The most important strategy is long term focus while competency in entrepreneurship among the management is weak. The managerial culture still dictates “give me the solutions, not the problems”.
During the years, we have seen industry after industry following this recipe succumb to new actors entering the market and changing the gravity.
Is the disruption now happening to the legal industry? And in which form? Why aren’t law firms acting on these legal tech opportunities? When will this begin to materialize?
The financial industry ten years ago has a lot in common with the legal industry today.
Let’s segue over to the Financial Industry for a moment. You can argue that the legal tech space is where the fin tech space was 5–10 years ago, and now the Big Financial players such as Banks are really feeling the urgency to transform to keep up with the phase of new competitors. According to the Innovation Director of one of Norway’s largest banks DNB, 3 new competitors appear every day with the world as their market. That’s EVERY DAY.

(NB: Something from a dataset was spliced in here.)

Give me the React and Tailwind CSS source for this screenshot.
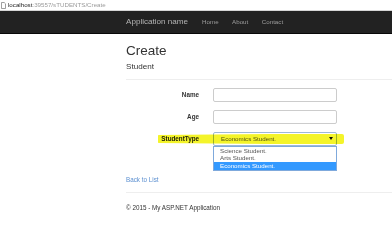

The financial industry ten years ago has a lot in common with the legal industry today.
It’s both highly profitable industries. The top tier law firms in Norway still touching 50 % margin, the revenue is up and not just in Norway — the largest law firms in the U.S. just posted their best financials since 2010 according to The American Lawyer. The industries both operate in heavily regulated markets, with holding close to monopolistic market shares. The financial industry didn’t think they were subject to competition and the law firms still think it is hard to see what’s going to be their outside competition.
Interestingly, it took the Finance industry a decade to really make transformation a priority and maybe it’s already too little too late. In our time of fast-paced change, the days when it took years to change customer behavior is long gone. Today, we’re talking about the number of days it takes to achieve large scale adoption to more or less useful products (Pokemon, Facebook). The days of hesitation is numbered.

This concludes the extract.